REQUIRED WORK:
Filter the records below for the word "React". Copy each line that holds it.

Some records
►
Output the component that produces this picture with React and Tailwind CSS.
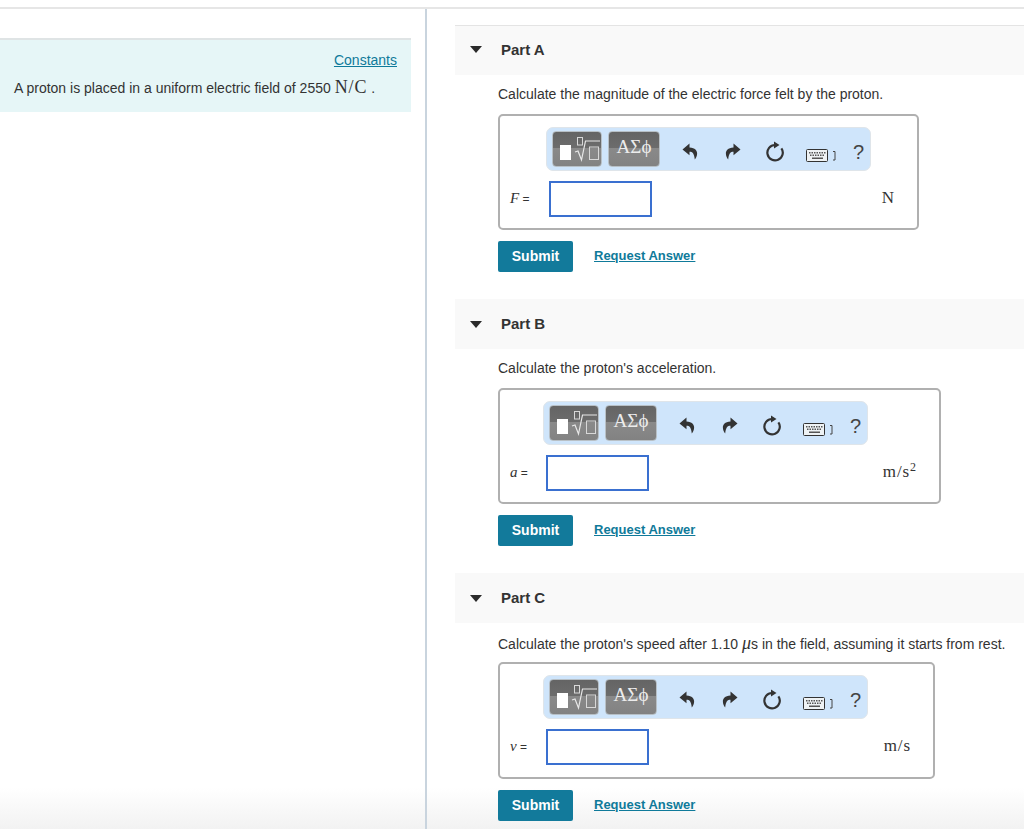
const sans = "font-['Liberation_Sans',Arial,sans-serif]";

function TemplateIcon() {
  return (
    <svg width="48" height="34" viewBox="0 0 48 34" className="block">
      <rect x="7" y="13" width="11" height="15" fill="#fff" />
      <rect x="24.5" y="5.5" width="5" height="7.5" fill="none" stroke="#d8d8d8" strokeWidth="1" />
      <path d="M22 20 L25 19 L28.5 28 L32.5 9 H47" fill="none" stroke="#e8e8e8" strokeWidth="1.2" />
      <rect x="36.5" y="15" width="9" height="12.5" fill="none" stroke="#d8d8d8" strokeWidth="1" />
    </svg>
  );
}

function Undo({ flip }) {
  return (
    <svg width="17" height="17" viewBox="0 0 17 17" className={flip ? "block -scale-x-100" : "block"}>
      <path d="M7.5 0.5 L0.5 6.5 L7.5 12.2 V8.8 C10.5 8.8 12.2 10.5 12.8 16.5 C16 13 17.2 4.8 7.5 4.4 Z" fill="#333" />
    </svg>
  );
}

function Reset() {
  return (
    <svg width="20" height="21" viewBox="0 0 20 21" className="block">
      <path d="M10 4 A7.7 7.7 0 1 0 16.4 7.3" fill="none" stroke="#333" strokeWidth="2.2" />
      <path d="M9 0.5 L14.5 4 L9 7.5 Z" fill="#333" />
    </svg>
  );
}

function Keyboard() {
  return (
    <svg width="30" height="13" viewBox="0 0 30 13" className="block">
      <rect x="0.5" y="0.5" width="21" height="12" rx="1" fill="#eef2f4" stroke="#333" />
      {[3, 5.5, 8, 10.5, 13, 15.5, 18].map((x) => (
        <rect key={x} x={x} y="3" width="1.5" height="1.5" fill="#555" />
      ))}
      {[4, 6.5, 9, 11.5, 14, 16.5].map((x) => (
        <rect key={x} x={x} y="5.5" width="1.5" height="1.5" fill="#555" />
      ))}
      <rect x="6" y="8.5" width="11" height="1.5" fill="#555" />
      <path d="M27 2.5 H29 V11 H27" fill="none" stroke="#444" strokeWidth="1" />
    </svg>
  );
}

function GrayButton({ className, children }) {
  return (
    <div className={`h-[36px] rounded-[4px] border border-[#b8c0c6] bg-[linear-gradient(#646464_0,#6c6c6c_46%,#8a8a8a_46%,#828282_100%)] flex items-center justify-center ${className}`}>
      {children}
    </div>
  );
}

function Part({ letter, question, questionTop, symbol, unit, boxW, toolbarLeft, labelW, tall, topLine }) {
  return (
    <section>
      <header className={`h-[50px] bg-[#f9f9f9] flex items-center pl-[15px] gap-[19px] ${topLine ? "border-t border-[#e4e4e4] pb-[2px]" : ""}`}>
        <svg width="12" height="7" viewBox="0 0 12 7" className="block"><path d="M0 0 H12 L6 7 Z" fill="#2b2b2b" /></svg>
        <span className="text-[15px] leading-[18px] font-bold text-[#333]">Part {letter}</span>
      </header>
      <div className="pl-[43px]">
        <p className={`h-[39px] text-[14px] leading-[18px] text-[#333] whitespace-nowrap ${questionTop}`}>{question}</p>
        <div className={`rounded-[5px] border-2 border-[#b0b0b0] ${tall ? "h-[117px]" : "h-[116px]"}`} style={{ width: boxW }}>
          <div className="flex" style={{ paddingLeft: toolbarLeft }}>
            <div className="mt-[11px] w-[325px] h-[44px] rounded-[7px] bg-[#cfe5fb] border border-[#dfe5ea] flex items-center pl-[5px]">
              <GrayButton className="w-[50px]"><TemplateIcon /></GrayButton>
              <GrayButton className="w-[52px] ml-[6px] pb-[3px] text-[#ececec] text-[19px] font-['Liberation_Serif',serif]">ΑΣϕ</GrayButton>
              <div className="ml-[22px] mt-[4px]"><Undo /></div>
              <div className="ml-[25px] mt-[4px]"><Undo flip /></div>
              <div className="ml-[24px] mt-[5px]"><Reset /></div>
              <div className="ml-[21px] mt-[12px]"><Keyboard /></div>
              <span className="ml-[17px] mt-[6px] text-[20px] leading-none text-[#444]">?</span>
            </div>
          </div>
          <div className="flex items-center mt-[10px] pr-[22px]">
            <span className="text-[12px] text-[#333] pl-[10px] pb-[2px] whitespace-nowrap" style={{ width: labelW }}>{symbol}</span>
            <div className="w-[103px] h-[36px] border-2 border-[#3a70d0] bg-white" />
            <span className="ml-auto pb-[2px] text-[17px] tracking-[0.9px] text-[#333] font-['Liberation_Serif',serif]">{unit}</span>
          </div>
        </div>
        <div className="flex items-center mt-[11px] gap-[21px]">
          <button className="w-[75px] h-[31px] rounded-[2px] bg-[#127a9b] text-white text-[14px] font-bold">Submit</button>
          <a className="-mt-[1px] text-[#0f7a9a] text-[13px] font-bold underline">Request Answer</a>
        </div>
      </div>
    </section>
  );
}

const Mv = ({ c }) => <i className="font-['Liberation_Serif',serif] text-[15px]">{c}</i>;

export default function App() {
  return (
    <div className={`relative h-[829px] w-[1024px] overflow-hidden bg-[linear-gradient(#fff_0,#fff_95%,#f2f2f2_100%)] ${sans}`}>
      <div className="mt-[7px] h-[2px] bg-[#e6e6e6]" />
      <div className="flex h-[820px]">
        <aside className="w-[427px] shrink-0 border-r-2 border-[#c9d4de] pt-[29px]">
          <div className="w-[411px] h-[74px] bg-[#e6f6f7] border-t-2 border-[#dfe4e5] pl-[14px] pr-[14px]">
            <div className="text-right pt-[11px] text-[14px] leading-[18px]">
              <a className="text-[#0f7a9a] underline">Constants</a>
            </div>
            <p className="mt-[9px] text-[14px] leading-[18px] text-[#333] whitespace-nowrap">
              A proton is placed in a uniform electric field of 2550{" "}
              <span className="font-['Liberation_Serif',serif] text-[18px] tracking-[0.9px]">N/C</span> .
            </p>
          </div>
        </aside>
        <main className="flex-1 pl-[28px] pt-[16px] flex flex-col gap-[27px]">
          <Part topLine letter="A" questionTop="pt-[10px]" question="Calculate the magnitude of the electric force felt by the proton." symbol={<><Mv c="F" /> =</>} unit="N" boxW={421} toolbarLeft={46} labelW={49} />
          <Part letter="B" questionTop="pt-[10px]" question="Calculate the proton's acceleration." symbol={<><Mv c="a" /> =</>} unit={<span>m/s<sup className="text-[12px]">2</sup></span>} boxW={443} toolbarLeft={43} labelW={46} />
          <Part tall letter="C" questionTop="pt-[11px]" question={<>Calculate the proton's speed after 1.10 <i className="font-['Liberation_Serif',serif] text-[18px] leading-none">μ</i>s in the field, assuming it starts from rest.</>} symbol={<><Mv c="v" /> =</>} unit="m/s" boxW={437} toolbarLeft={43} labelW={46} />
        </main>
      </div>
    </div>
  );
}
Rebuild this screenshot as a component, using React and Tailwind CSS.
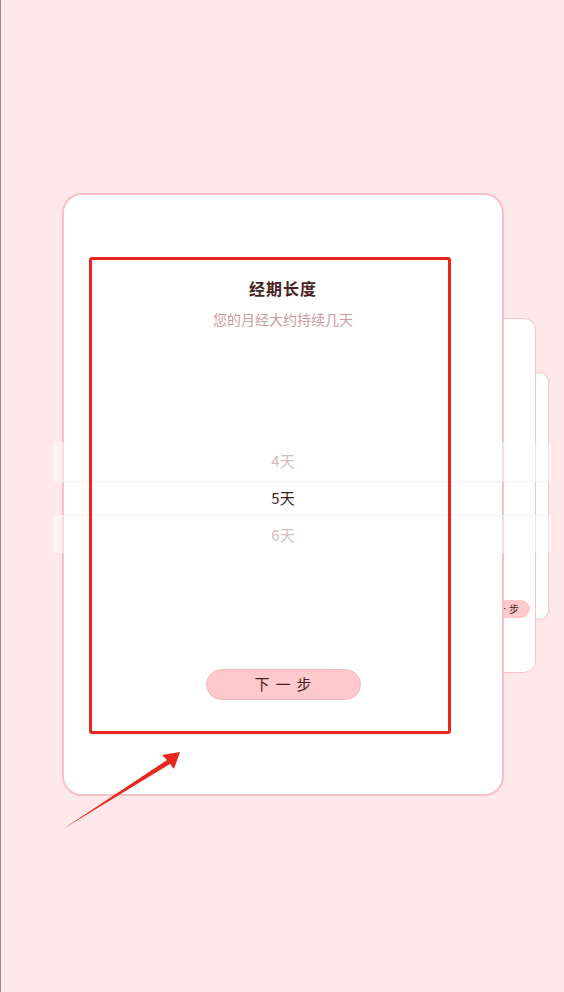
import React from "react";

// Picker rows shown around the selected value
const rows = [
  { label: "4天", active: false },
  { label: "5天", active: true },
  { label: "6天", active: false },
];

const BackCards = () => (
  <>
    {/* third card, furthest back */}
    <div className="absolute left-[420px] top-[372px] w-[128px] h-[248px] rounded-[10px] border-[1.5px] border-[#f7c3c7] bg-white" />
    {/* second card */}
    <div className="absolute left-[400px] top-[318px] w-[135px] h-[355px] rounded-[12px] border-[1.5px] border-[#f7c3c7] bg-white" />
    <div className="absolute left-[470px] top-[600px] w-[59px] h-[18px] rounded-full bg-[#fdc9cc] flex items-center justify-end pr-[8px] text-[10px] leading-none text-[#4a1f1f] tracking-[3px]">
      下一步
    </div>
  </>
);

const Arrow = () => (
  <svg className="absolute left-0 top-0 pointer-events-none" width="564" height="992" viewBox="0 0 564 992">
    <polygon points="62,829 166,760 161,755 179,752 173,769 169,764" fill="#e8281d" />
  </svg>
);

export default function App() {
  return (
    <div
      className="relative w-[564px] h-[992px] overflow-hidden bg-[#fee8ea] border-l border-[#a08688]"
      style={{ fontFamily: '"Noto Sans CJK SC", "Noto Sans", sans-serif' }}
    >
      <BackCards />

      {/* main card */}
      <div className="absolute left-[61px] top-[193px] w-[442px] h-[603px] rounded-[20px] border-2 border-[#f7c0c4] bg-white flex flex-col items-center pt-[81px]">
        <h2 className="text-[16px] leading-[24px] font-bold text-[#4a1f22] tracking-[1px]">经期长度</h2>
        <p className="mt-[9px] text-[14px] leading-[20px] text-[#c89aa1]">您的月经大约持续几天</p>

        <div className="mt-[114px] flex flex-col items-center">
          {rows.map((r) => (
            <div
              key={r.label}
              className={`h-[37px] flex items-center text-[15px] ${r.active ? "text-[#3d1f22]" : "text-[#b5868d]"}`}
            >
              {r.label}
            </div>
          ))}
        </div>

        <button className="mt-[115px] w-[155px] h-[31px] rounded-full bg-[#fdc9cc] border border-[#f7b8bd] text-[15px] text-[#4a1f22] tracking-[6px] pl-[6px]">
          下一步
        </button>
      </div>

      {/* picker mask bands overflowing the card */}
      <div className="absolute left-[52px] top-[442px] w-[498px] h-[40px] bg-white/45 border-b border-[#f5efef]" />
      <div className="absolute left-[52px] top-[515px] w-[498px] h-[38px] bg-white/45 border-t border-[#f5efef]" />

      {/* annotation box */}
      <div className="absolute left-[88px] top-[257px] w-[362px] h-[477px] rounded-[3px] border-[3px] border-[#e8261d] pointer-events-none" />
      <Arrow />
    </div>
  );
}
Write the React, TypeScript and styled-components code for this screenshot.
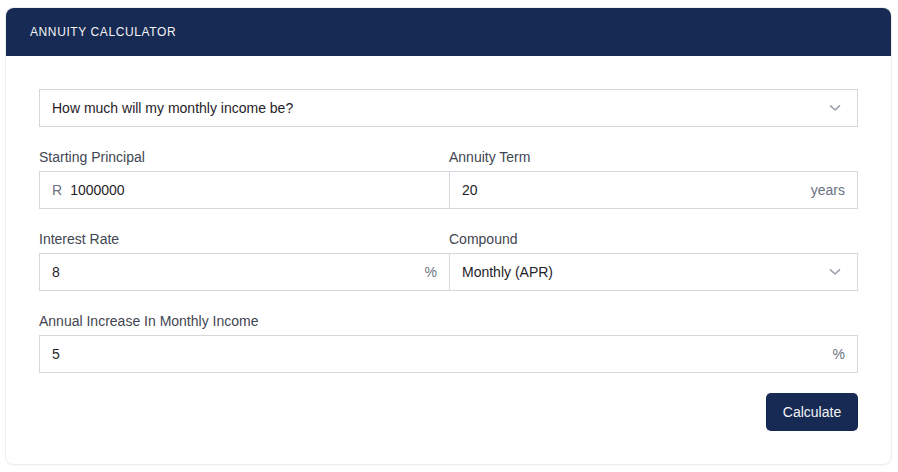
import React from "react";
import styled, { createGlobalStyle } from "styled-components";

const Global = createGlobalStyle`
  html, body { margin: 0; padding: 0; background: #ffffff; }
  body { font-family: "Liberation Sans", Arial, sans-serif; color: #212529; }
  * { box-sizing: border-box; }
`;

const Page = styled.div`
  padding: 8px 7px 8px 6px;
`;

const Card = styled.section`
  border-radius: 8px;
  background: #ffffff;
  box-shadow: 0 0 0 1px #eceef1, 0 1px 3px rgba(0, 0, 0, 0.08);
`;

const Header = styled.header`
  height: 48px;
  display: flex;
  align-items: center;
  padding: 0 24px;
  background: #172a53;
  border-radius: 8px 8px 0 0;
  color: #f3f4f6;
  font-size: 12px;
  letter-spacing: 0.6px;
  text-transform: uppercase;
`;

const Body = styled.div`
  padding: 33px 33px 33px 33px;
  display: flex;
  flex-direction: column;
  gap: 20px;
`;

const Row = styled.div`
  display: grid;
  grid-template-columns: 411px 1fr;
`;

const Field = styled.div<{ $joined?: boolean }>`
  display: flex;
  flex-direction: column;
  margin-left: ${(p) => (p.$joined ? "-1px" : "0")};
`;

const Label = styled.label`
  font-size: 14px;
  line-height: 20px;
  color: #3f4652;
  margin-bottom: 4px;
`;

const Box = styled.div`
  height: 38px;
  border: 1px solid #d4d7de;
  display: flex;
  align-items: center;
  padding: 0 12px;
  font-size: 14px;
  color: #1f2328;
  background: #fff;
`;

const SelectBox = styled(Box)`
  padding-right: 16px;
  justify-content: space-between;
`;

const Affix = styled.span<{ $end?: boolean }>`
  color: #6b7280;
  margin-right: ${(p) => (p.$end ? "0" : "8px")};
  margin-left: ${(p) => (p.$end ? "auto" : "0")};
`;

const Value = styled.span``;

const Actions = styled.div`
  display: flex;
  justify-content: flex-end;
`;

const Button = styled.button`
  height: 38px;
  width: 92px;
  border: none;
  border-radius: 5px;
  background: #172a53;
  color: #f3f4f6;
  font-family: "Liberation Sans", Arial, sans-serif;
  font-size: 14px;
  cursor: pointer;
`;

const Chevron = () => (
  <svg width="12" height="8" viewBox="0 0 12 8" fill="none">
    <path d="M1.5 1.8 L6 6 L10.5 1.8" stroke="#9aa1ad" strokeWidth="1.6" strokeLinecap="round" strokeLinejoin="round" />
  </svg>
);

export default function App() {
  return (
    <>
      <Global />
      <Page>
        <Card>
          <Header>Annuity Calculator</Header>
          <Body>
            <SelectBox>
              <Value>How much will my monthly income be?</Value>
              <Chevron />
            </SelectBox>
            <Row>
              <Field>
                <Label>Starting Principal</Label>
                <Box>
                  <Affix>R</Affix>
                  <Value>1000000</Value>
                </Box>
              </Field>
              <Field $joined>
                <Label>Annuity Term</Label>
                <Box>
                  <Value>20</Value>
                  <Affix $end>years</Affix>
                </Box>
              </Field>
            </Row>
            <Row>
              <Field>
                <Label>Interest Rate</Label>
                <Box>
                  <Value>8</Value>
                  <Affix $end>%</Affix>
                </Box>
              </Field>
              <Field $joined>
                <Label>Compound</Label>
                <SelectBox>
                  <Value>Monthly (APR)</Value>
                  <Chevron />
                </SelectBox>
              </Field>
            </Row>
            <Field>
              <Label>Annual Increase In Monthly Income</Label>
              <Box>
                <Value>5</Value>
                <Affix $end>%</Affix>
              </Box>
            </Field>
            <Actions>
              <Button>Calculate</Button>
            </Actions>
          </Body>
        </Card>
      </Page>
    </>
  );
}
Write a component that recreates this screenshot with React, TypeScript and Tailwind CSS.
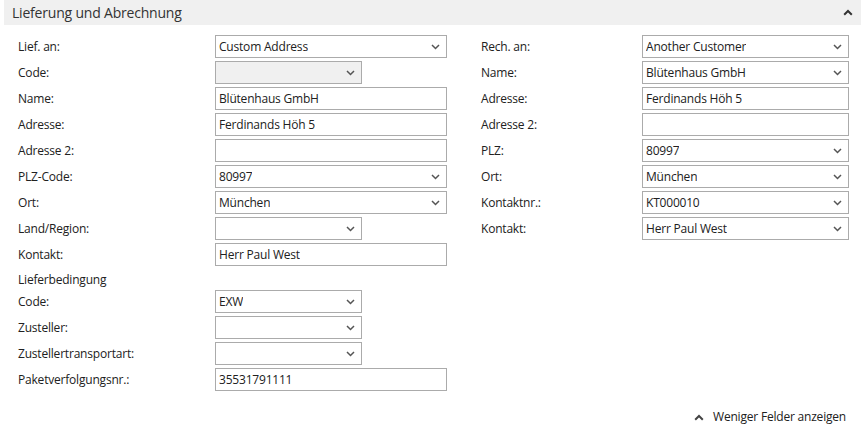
◄
COMPLETE RESPONSE:
Output the component that produces this picture with React and Tailwind CSS.
Rebuild this screenshot as a component, using React and Tailwind CSS.
import React from "react";
Write the React, TypeScript and styled-components code for this screenshot.
import React from "react";
Write a component that recreates this screenshot with React, TypeScript and Tailwind CSS.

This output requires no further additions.